Dir. Timur Bekmambetov, 2004, Russia, 114 mins, subtitles

Cast: Konstantin Khabensky, Vladimir Menshov, Galina Tyunina

If you're in the mood for a bizarre hybrid of The Matrix and Buffy The Vampire Slayer Russian style, then Night Watch is the film for you. Only, take a couple of headache pills with you as Timur Bekmambetov's directing style is as dizzying as that sales pitch.

His saga of warring angels - light and dark - fighting over the soul of a young boy in modern-day Moscow has become a huge box-office hit in its home country and already spawned a sequel. But it's now entering a market saturated with hi-octane, effects-heavy blockbusters - has it got anything new to offer? At first, Night Watch comes on like a Lord of the Rings wannabe with two great armour-clad armies clashing in an indistinct time in the Earth's past. But then, it smartly segues into the dingy environs of a modern housing block where a man is seeking the services of a witch to get rid of an unwanted child. Such a brilliant gear change in narrative might augur well for an enigmatic thriller if it wasn't for a Biblical-style voiceover that bluntly sets out the Good vs Evil structure of the plot.

This becomes the pattern of Night Watch - a series of good ideas thrown together in the hope the combination will add up to something more original and striking, only for the whole to collapse under direction that is either too literal or wantonly obscure.

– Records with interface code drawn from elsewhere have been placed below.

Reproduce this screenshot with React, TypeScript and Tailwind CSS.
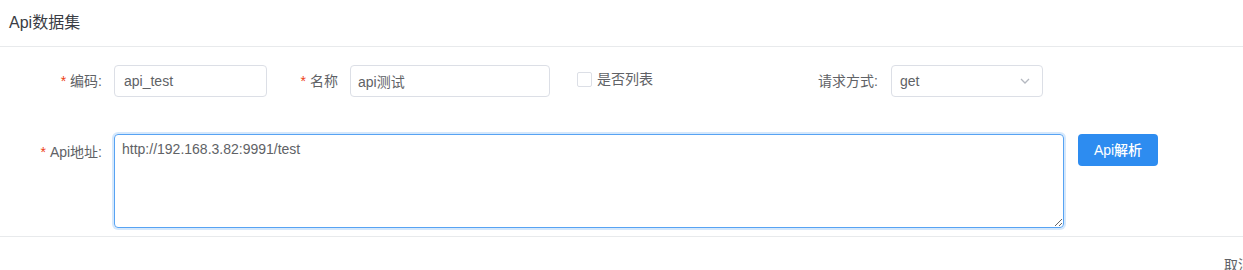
import React from "react";

const font = {
  fontFamily: '"Liberation Sans", "Noto Sans CJK SC", sans-serif',
};

function Req() {
  return <span className="mr-1 text-[#ed4014]">*</span>;
}

export default function App() {
  return (
    <div className="w-[1243px] h-[270px] overflow-hidden bg-white" style={font}>
      <div className="w-[1400px]">
        {/* header */}
        <div className="h-[47px] border-b border-[#e8eaec] flex items-center pl-[9px]">
          <span className="text-[16px] text-[#3a3d44]">Api数据集</span>
        </div>

        {/* body */}
        <div className="pt-[18px] pb-2 border-b border-[#e8eaec] text-[14px] text-[#606266]">
          <div className="flex items-center h-8">
            <label className="w-[114px] pr-3 text-right">
              <Req />
              编码:
            </label>
            <input
              className="w-[153px] h-8 rounded border border-[#dcdfe6] px-[9px] text-[#606266] outline-none"
              defaultValue="api_test"
            />
            <label className="w-[83px] pr-3 text-right">
              <Req />
              名称
            </label>
            <input
              className="w-[200px] h-8 rounded border border-[#dcdfe6] px-[7px] text-[#606266] outline-none"
              defaultValue="api测试"
            />
            <div className="ml-[27px] flex items-center gap-[5px] -mt-[3px]">
              <span className="w-[15px] h-[15px] rounded-[2px] border border-[#dcdfe6] bg-white" />
              <span>是否列表</span>
            </div>
            <label className="w-[238px] pr-[13px] text-right">请求方式:</label>
            <div className="w-[152px] h-8 rounded border border-[#dcdfe6] flex items-center justify-between pl-[8px] pr-[12px]">
              <span>get</span>
              <svg width="10" height="6" viewBox="0 0 10 6" fill="none">
                <path d="M1 1l4 4 4-4" stroke="#b4b8c0" strokeWidth="1.3" />
              </svg>
            </div>
          </div>

          <div className="flex items-start mt-[37px]">
            <label className="w-[114px] pr-3 text-right leading-[36px]">
              <Req />
              Api地址:
            </label>
            <textarea
              className="w-[950px] h-[94px] rounded border border-[#57a3f3] shadow-[0_0_0_2px_rgba(45,140,240,0.2)] px-[7px] py-[4px] leading-5 text-[#606266] outline-none"
              defaultValue="http://192.168.3.82:9991/test"
            />
            <button className="ml-[14px] w-[80px] h-8 rounded bg-[#2d8cf0] text-white font-medium">
              Api解析
            </button>
          </div>
        </div>

        {/* footer */}
        <div className="flex justify-end gap-[10px] pt-[12px] pr-[65px] text-[14px]">
          <button className="h-8 px-[15px] text-[#606266]">取消</button>
          <button className="h-8 px-[15px] rounded bg-[#2d8cf0] text-white">确定</button>
        </div>
      </div>
    </div>
  );
}
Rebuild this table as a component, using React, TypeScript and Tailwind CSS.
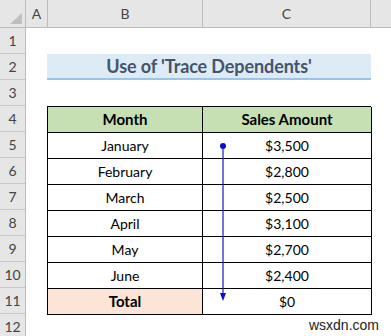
import React from "react";

const rows = [
  ["January", "$3,500"],
  ["February", "$2,800"],
  ["March", "$2,500"],
  ["April", "$3,100"],
  ["May", "$2,700"],
  ["June", "$2,400"],
];

export default function App() {
  const rowNums = [1, 2, 3, 4, 5, 6, 7, 8, 9, 10, 11, 12];
  return (
    <div
      className="relative w-[391px] h-[336px] overflow-hidden bg-white text-[#000]"
      style={{ fontFamily: "Lato, 'Noto Sans', sans-serif" }}
    >
      {/* column header bar */}
      <div className="flex h-[28px] bg-[#e6e6e6] border-b border-[#bcbcbc] text-[14px] text-[#444]">
        <div className="relative w-[26px] border-r border-[#bcbcbc] shrink-0">
          <svg className="absolute right-[3px] bottom-[3px]" width="12" height="11" viewBox="0 0 12 11">
            <polygon points="12,0 12,11 0,11" fill="#bfbfbf" />
          </svg>
        </div>
        <div className="w-[22px] border-r border-[#bcbcbc] flex items-center justify-center shrink-0">A</div>
        <div className="w-[155px] border-r border-[#bcbcbc] flex items-center justify-center shrink-0">B</div>
        <div className="w-[168px] border-r border-[#bcbcbc] flex items-center justify-center shrink-0">C</div>
        <div className="flex-1" />
      </div>

      <div className="flex">
        {/* row numbers */}
        <div className="w-[26px] shrink-0 bg-[#e6e6e6] border-r border-[#bcbcbc] text-[14px] text-[#444]">
          {rowNums.map((n) => (
            <div key={n} className="h-[26px] border-b border-[#c8c8c8] flex items-center justify-center">
              {n}
            </div>
          ))}
        </div>

        {/* sheet content */}
        <div className="relative flex-1 pl-[21px]">
          <div className="h-[26px]" />
          <div className="h-[26px] w-[324px] bg-[#ddebf7] border-b-2 border-[#9dc3e6] flex items-center justify-center text-[#44546a] font-bold text-[18px] tracking-[-0.1px]">
            Use of 'Trace Dependents'
          </div>
          <div className="h-[26px]" />

          <div className="w-[324px] border-t border-l border-black text-[14px]">
            <div className="grid grid-cols-[155px_169px] h-[26px] bg-[#c6e0b4] font-bold text-[15px]">
              <div className="border-r border-b border-black flex items-center justify-center">Month</div>
              <div className="border-r border-b border-black flex items-center justify-center">Sales Amount</div>
            </div>
            {rows.map(([m, v]) => (
              <div key={m} className="grid grid-cols-[155px_169px] h-[26px]">
                <div className="border-r border-b border-black flex items-center justify-center">{m}</div>
                <div className="border-r border-b border-black flex items-center justify-center">{v}</div>
              </div>
            ))}
            <div className="grid grid-cols-[155px_169px] h-[26px]">
              <div className="bg-[#fce4d6] border-r border-b border-black flex items-center justify-center font-bold text-[15px]">Total</div>
              <div className="border-r border-b border-black flex items-center justify-center">$0</div>
            </div>
          </div>

          {/* tracer arrow */}
          <svg
            className="absolute left-[192px] top-[112px]"
            width="12"
            height="164"
            viewBox="0 0 12 164"
          >
            <circle cx="5" cy="6" r="3" fill="#0a0ad0" />
            <line x1="5" y1="6" x2="5" y2="156" stroke="#1a1ab8" strokeWidth="1.2" />
            <polygon points="2,153 8,153 5,161" fill="#0a0ad0" />
          </svg>

          <div
            className="absolute right-[12px] top-[287px] text-[14px] text-[#222]"
            style={{ fontFamily: "'Liberation Sans', Arial, sans-serif" }}
          >
            wsxdn.com
          </div>
        </div>
      </div>
    </div>
  );
}
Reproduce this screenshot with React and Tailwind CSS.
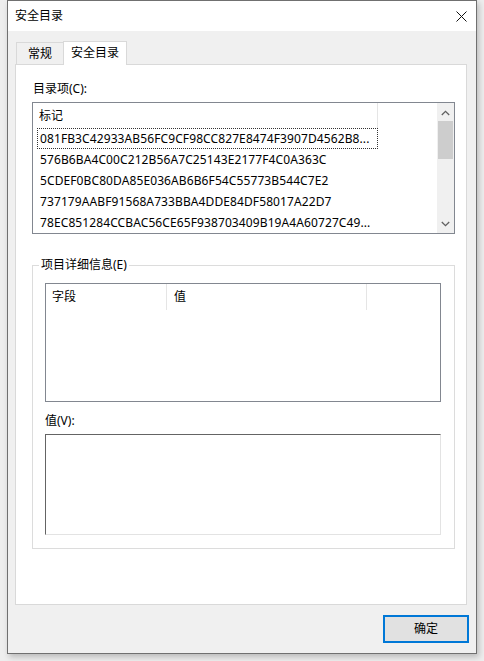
import React from "react";

const rows = [
  "081FB3C42933AB56FC9CF98CC827E8474F3907D4562B8...",
  "576B6BA4C00C212B56A7C25143E2177F4C0A363C",
  "5CDEF0BC80DA85E036AB6B6F54C55773B544C7E2",
  "737179AABF91568A733BBA4DDE84DF58017A22D7",
  "78EC851284CCBAC56CE65F938703409B19A4A60727C49...",
];

function Chevron({ up }) {
  return (
    <svg width="9" height="6" viewBox="0 0 9 6" className="block">
      <path
        d={up ? "M0.8 5 L4.5 1.3 L8.2 5" : "M0.8 1 L4.5 4.7 L8.2 1"}
        fill="none"
        stroke="#606060"
        strokeWidth="1.3"
      />
    </svg>
  );
}

export default function App() {
  return (
    <div
      className="w-[484px] h-[661px] bg-[#eeeeee] pl-[7px] text-[12px] text-black"
      style={{ fontFamily: '"Noto Sans", "Noto Sans CJK SC", sans-serif' }}
    >
      <div className="w-[470px] h-[654px] border border-[#707070] bg-[#f0f0f0] flex flex-col shadow-[2px_3px_6px_rgba(0,0,0,0.22)]">
        {/* title bar */}
        <div className="h-[30px] bg-white flex items-center justify-between pl-[7px] pr-[9px]">
          <span className="leading-[16px]">安全目录</span>
          <svg width="11" height="11" viewBox="0 0 11 11" className="block">
            <path d="M0.5 0.5 L10.5 10.5 M10.5 0.5 L0.5 10.5" stroke="#111" strokeWidth="1" />
          </svg>
        </div>

        {/* body */}
        <div className="flex-1 flex flex-col pl-[7px] pt-[9px]">
          {/* tabs */}
          <div className="h-[24px] flex items-end pl-[1px]">
            <div className="h-[22px] w-[48px] border border-b-0 border-[#d9d9d9] bg-[#f0f0f0] flex items-center justify-center leading-[16px]">
              常规
            </div>
            <div className="h-[24px] w-[64px] -ml-px border border-b-0 border-[#d9d9d9] bg-white flex items-center justify-center leading-[16px] relative z-10 -mb-px pb-[2px]">
              安全目录
            </div>
          </div>

          {/* panel */}
          <div className="w-[452px] h-[541px] border border-[#d9d9d9] bg-white pl-[16px] pt-[16px] flex flex-col">
            <div className="leading-[16px] pl-[1px]">目录项(C):</div>

            {/* listbox */}
            <div className="mt-[5px] w-[423px] h-[132px] border border-[#828790] flex">
              <div className="flex-1 flex flex-col min-w-0">
                <div className="h-[25px] flex items-stretch shrink-0">
                  <div className="w-[345px] border-r border-[#e5e5e5] pl-[6px] flex items-center leading-[16px]">
                    标记
                  </div>
                </div>
                {rows.map((r, i) => (
                  <div key={i} className="h-[21px] flex items-stretch pl-[4px]">
                    <div
                      className={
                        "w-[341px] flex items-center pl-[2px] whitespace-nowrap overflow-hidden leading-[16px] tracking-[0.1px] " +
                        (i === 0 ? "border border-dotted border-[#333]" : "border border-transparent")
                      }
                    >
                      {r}
                    </div>
                  </div>
                ))}
              </div>
              {/* scrollbar */}
              <div className="w-[17px] bg-[#f0f0f0] flex flex-col items-center shrink-0">
                <div className="h-[17px] w-full flex items-center justify-center pt-[2px]">
                  <Chevron up />
                </div>
                <div className="mt-[1px] w-[15px] h-[38px] bg-[#cdcdcd]" />
                <div className="flex-1" />
                <div className="h-[17px] w-full flex items-center justify-center pb-[1px]">
                  <Chevron />
                </div>
              </div>
            </div>

            {/* group box */}
            <div className="mt-[31px] w-[423px] h-[284px] border border-[#dcdcdc] relative pl-[12px] pt-[17px] flex flex-col">
              <span className="absolute left-[6px] top-[-9px] bg-white px-[2px] leading-[16px]">
                项目详细信息(E)
              </span>
              <div className="w-[396px] h-[119px] border border-[#828790] flex flex-col">
                <div className="h-[26px] flex items-stretch">
                  <div className="w-[121px] border-r border-[#e5e5e5] pl-[6px] flex items-center leading-[16px]">
                    字段
                  </div>
                  <div className="w-[200px] border-r border-[#e5e5e5] pl-[7px] flex items-center leading-[16px]">
                    值
                  </div>
                </div>
              </div>
              <div className="mt-[11px] leading-[16px]">值(V):</div>
              <div className="mt-[5px] w-[396px] h-[101px] border border-t-[#646464] border-l-[#646464] border-r-[#e3e3e3] border-b-[#e3e3e3] bg-white" />
            </div>
          </div>

          {/* button row */}
          <div className="mt-[10px] flex justify-end pr-[7px]">
            <div className="w-[86px] h-[28px] border-2 border-[#0078d7] bg-[#e1e1e1] flex items-center justify-center leading-[16px]">
              确定
            </div>
          </div>
        </div>
      </div>
    </div>
  );
}
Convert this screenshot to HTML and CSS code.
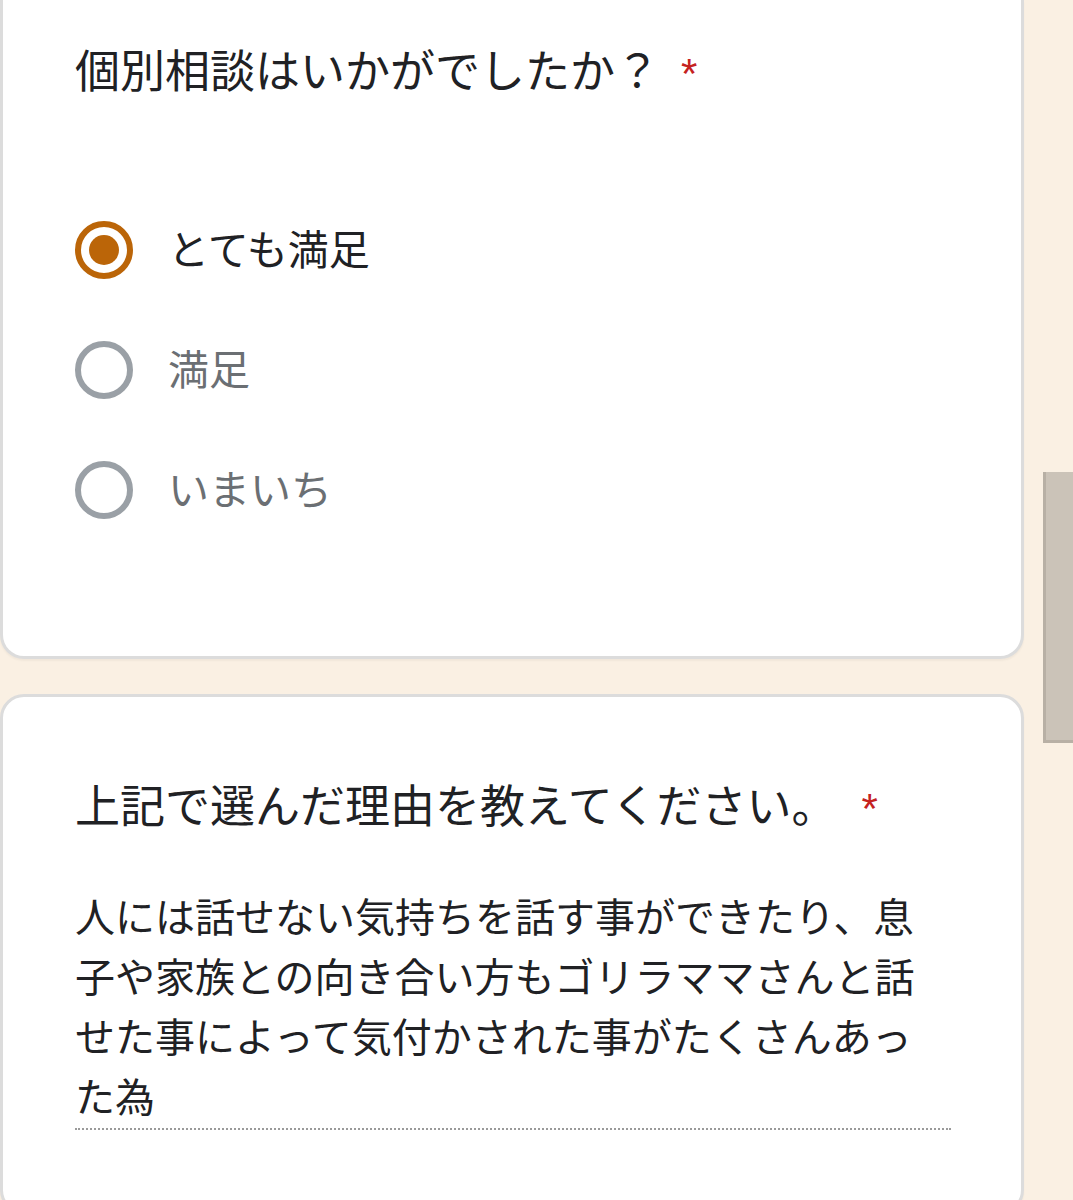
FILE: index.html
```html
<!DOCTYPE html>
<html lang="ja">
<head>
    <meta charset="UTF-8">
    <meta name="viewport" content="width=device-width, initial-scale=1.0">
    <title>個別相談アンケート</title>
    <link rel="stylesheet" href="styles.css">
</head>
<body>

<div class="form-page">

    <!-- Question 1 -->
    <section class="question-card first-card">
        <h2 class="question-title">個別相談はいかがでしたか？<span class="required">*</span></h2>

        <div class="options">
            <div class="option selected">
                <span class="radio"><span class="radio-dot"></span></span>
                <span class="option-label">とても満足</span>
            </div>
            <div class="option">
                <span class="radio"></span>
                <span class="option-label">満足</span>
            </div>
            <div class="option">
                <span class="radio"></span>
                <span class="option-label">いまいち</span>
            </div>
        </div>
    </section>

    <!-- Question 2 -->
    <section class="question-card second-card">
        <h2 class="question-title">上記で選んだ理由を教えてください。<span class="required">*</span></h2>

        <div class="answer">人には話せない気持ちを話す事ができたり、息子や家族との向き合い方もゴリラママさんと話せた事によって気付かされた事がたくさんあった為</div>
    </section>

</div>

<!-- Scrollbar thumb -->
<div class="scroll-thumb"></div>

</body>
</html>
```

FILE: styles.css
```css
/* Global Styles */
body {
    font-family: "Noto Sans CJK JP", "Noto Sans", sans-serif;
    margin: 0;
    padding: 0;
    background-color: #faf0e3;
    color: #202124;
    overflow: hidden;
}

.form-page {
    width: 1024px;
}

/* Cards */
.question-card {
    background: #fff;
    border: 3px solid #dcdcdc;
    border-radius: 24px;
    box-sizing: border-box;
    box-shadow: 0 2px 2px rgba(0, 0, 0, 0.04);
}

.first-card {
    border-top: none;
    border-top-left-radius: 0;
    border-top-right-radius: 0;
    padding: 39px 0 106px 72px;
}

.second-card {
    margin-top: 35px;
    padding: 77px 0 120px 72px;
    height: 520px;
}

.question-title {
    margin: 0;
    font-size: 45px;
    font-weight: 400;
    line-height: 60px;
    color: #202124;
}

.required {
    font-family: "Liberation Sans", sans-serif;
    color: #c5221f;
    font-size: 42px;
    margin-left: 21px;
}

.second-card .required {
    margin-left: 25px;
}

/* Radio options */
.options {
    margin-top: 86px;
}

.option {
    display: flex;
    align-items: center;
    height: 120px;
}

.radio {
    width: 58px;
    height: 58px;
    box-sizing: border-box;
    border: 6px solid #9aa0a6;
    border-radius: 50%;
    display: flex;
    align-items: center;
    justify-content: center;
    flex-shrink: 0;
}

.option.selected .radio {
    border-color: #bb6508;
}

.radio-dot {
    width: 30px;
    height: 30px;
    border-radius: 50%;
    background-color: #bb6508;
}

.option-label {
    margin-left: 35px;
    padding-bottom: 6px;
    font-size: 41px;
    color: #6b6f73;
}

.option.selected .option-label {
    color: #202124;
}

/* Text answer */
.answer {
    margin-top: 46px;
    padding-bottom: 3px;
    width: 876px;
    font-size: 40px;
    line-height: 60px;
    color: #202124;
    border-bottom: 2px dotted #9a9a9a;
}

/* Scrollbar */
.scroll-thumb {
    position: fixed;
    left: 1043px;
    top: 472px;
    width: 30px;
    height: 271px;
    box-sizing: border-box;
    background-color: #cbc3b8;
    border-left: 3px solid #b8b0a5;
    border-bottom: 3px solid #b8b0a5;
}
```
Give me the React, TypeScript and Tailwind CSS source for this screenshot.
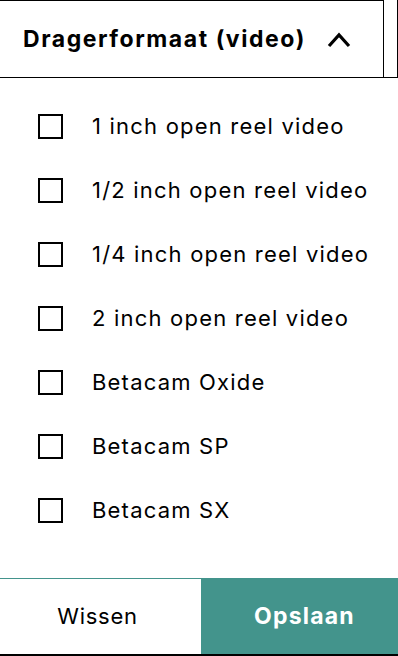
const formats = [
  "1 inch open reel video",
  "1/2 inch open reel video",
  "1/4 inch open reel video",
  "2 inch open reel video",
  "Betacam Oxide",
  "Betacam SP",
  "Betacam SX",
]

export default function App() {
  return (
    <div className="w-[398px] h-[656px] bg-white flex flex-col text-black font-['Inter',sans-serif]">
      {/* Header */}
      <div className="h-[78px] border-b border-r border-black flex">
        <button className="w-[384px] h-full border-t border-r border-black flex items-center pl-[23px] gap-[21px]">
          <span className="text-[23px] font-bold tracking-[1.55px]">Dragerformaat (video)</span>
          <svg width="24" height="16" viewBox="0 0 24 16" className="mt-[1px]">
            <polyline points="2,14 12,3 22,14" fill="none" stroke="black" strokeWidth="3.2" />
          </svg>
        </button>
      </div>

      {/* Options */}
      <ul className="flex-1 pt-[16px] flex flex-col">
        {formats.map((f) => (
          <li key={f} className="h-[64px] flex items-center pl-[38px]">
            <span className="w-[25px] h-[25px] border-[2.5px] border-black shrink-0" />
            <span className="ml-[29px] text-[22px] tracking-[1.2px]">{f}</span>
          </li>
        ))}
      </ul>

      {/* Footer */}
      <div className="h-[78px] border-t border-[#43948c] border-b-2 border-b-black flex">
        <button className="w-[201px] pr-[6px] text-[22px] tracking-[0.7px]">Wissen</button>
        <button className="flex-1 pl-[10px] bg-[#43948c] text-white text-[23px] font-bold tracking-[1.2px]">Opslaan</button>
      </div>
    </div>
  )
}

Bekmambetov belongs to that "film school" group of directors who think they must show they are "directing" at all times, throwing every trick - jump cuts, slo-mo, time-lapse photography - at their audience in an attempt to impress them, only to confuse them thoroughly. It's like watching Wong Kar-Wei on acid. At one point, we follow the trajectory of a tiny bolt falling for what seems like aeons from an aeroplane down through the clouds into the lift shaft of a tenement building. All very impressive, but it advances the plot not one jot and holds up the pace considerably. And when the film moves into its most intriguing arena of conflict - the "Gloom", a parallel dimension through which angels, but not humans, can move - Bekmambetov steps up the gimmick quota. The drone of unearthly mosquitoes eerily evokes its presence, but the endless play with slow-motion action and voiceover just bewilders the audience at a point when they need to be most clear about this new environment.

In fairness, the director is working with a script that is itself muddled and over-ambitious. There's about three films in one here - a modern variant on the vampire mythos, with nods to Interview With A Vampire and the aforementioned Buffy, an Oedipal drama with a father unwittingly discovering a long-lost son, and a disaster movie concerning a crippled jet. Even at 114 minutes, the film just can't cope with this narrative overload. The airplane subplot does provide a fantastic climax with the craft heading into a Moscow plunged into darkness by a power cut - but it comes two-thirds of the way in. After that, the remaining plot strands have to be mopped up and, although the film strives for an admirably ambiguous and downbeat ending, the resolution of the protagonist's fight for his son is not as potent as that exciting action sequence and is offset, anyway, by a concluding voiceover that basically tells us everything will be all right. After all, they've got to leave room for a sequel.

One last, unequivocal plus point - as someone who has worked in the subtitling industry, I can only applaud the ingenuity with which the production team have made this most functional of aides stylish and attractive in an attempt to appease a notoriously caption-phobic public. Whatever else might be said about Night Watch, its font-changing, screen-busting subtitles must be ranked the best for any film ever. That's something.isn't it?